Wie schnell die Selbstnutzung durch die Kinder eintreten muss, hat nun der Bundesfinanzhof (BFH) näher untersucht. Im zugrundeliegenden Fall hatte eine Tochter die geerbte Wohnung ihrer Mutter zunächst entrümpelt und dann umfassend saniert. Zwischen Todestag und Einzug lagen eineinhalb Jahre, was Finanzamt und Finanzgericht (FG) als zu lang ansahen. Die Finanzrichter urteilten, dass die Tochter die Wohnung nicht unverzüglich zur Selbstnutzung bestimmt habe. Im Prozess machte die Tochter geltend, dass die lange Dauer bis zum Einzug darauf zurückzuführen sei, dass zunächst der Hausstand der Mutter habe ausgeräumt und verkauft werden müssen. Für die Durchführung der Sanierungsarbeiten hätten zunächst Handwerker organisiert werden müssen, die aufgrund voller Auftragsbücher aber schwer zu beschaffen gewesen seien. Bereits die Termine für die Ortsbesichtigungen wären ihr nur nach erheblicher Wartezeit erhältlich gewesen. Darauf hätten sich lange Wartezeiten für Kostenvoranschläge und bei den Auftragsabwicklungen angeschlossen. Sie selbst habe zudem eine Hüftgelenksarthrose gehabt, so dass sie über viele Wochen gesundheitlich sehr angeschlagen gewesen sei.

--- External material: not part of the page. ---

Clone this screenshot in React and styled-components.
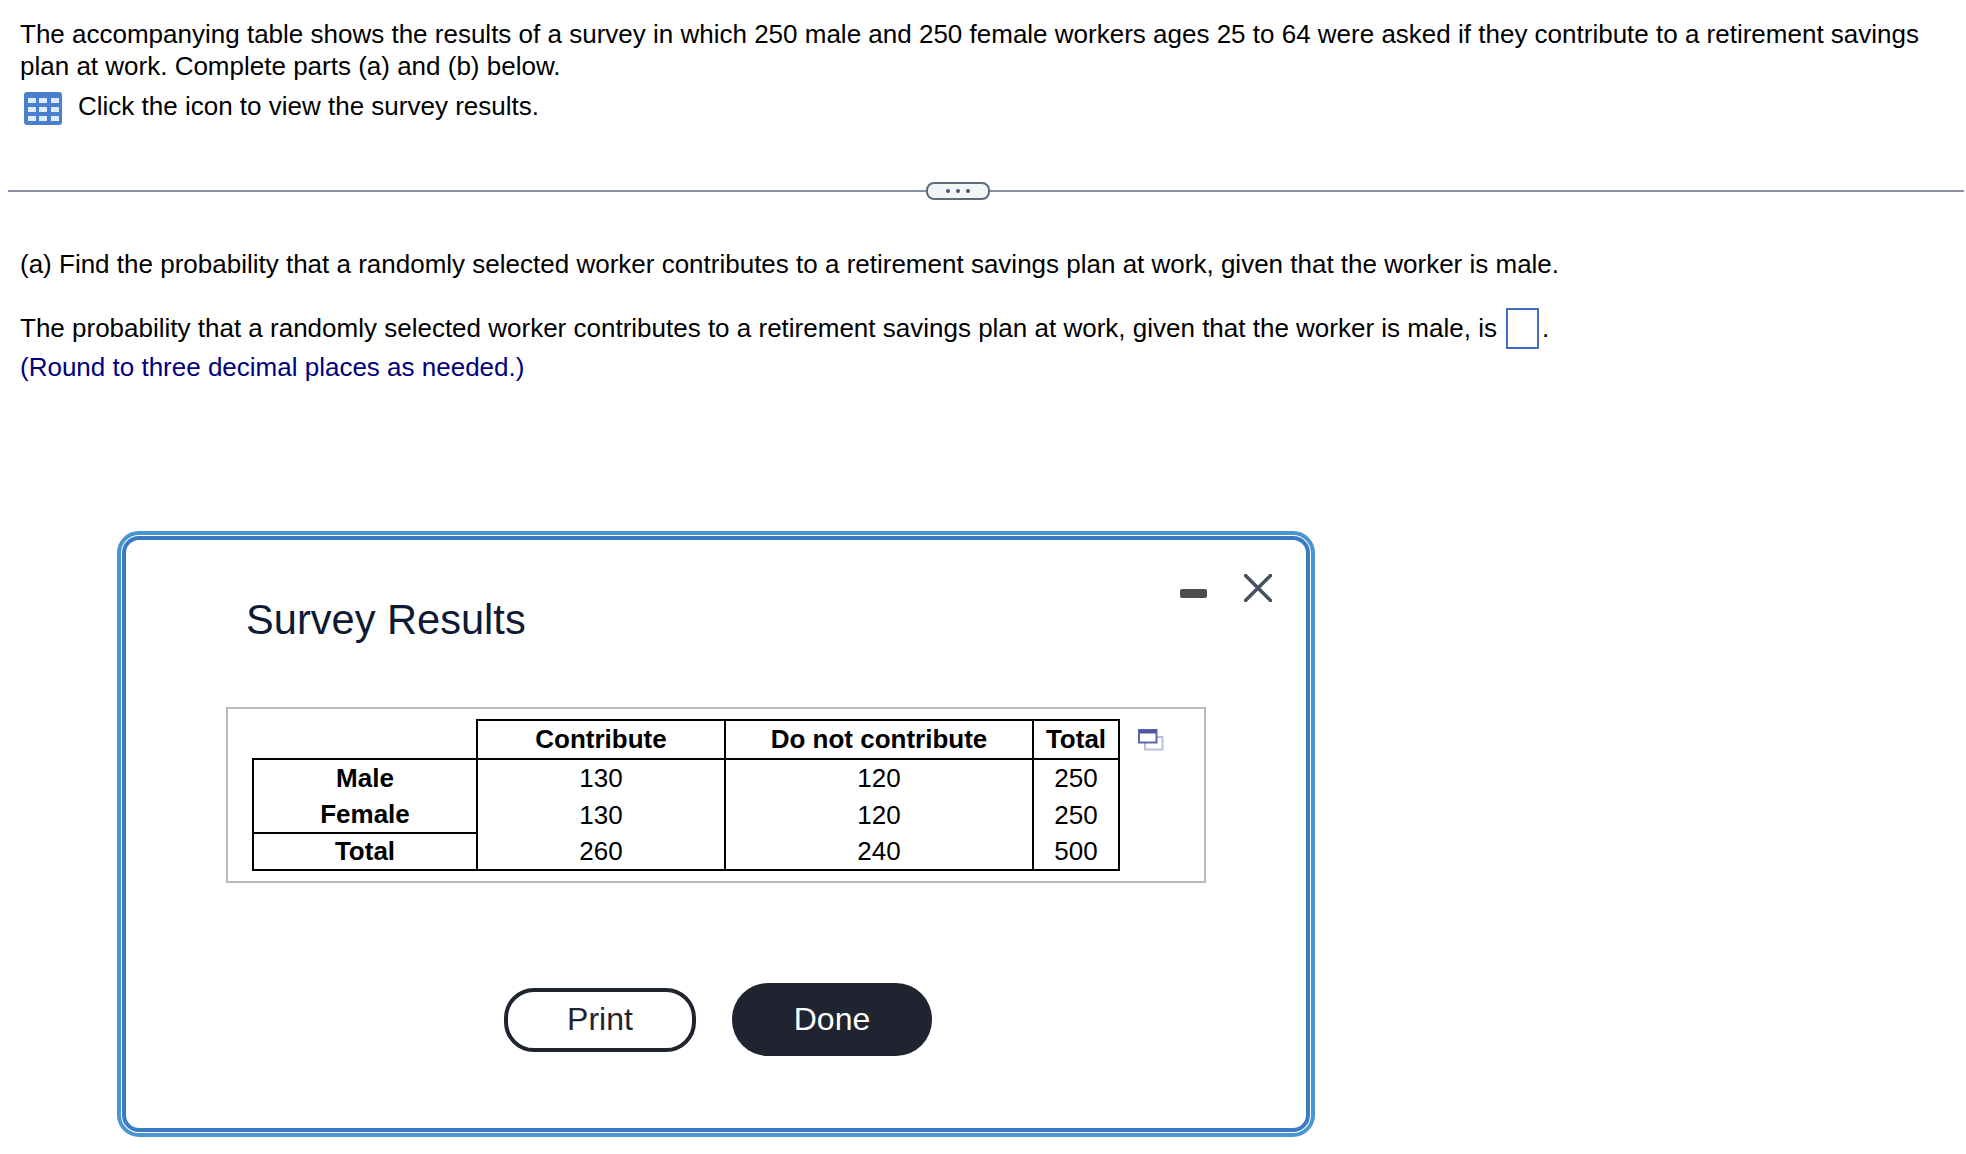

Der BFH hob das klageabweisende Urteil des FG nun auf und entschied, dass das Gericht die unverzügliche Bestimmung zur Selbstnutzung zu vorschnell verworfen habe. Für eine "Unverzüglichkeit" genüge es bereits, wenn der Erblasser den Baufortschritt angemessen fördere. Er müsse keinen unverhältnismäßigen Aufwand betreiben, um den Baufortschritt zu beschleunigen, sondern nur die zumutbaren Maßnahmen ergreifen, um unangemessene Bauverzögerungen auszuschließen. Zwar gelte ein Zeitraum von bis zu sechs Monaten nach dem Erbfall regelmäßig noch als angemessen, allerdings könne auch ein längerer Zeitraum anerkannt werden, wenn der Erbe glaubhaft machen könne, aus welchen Gründen ein tatsächlicher Einzug nicht früher möglich gewesen sei. Sofern er Handwerker unverzüglich beauftrage, diese aber zeitlich nicht früher tätig werden könnten, könne ihm dieser Umstand nicht angelastet werden. Auch gesundheitliche Hinderungsgründe müssten berücksichtigt werden. Das FG muss den Fall daher nun neu prüfen und sich eingehender mit den vorbrachten Gründen für die verzögerte Selbstnutzung beschäftigen.

Hinweis: Verzögerungen infolge der hohen Auftragslage von Handwerkern dürfen also nicht dem Erben angelastet werden, sofern er rechtzeitig den Kontakt zu ihnen gesucht hat. Zur Beweisvorsorge kann es sinnvoll sein, zu diesem Zweck ein Bautagebuch zu führen. Aus diesem kann später abgeleitet werden, wann ein stockender Baufortschritt beispielsweise wegen Lieferengpässen oder Handwerkermangel nicht selbst zu vertreten war.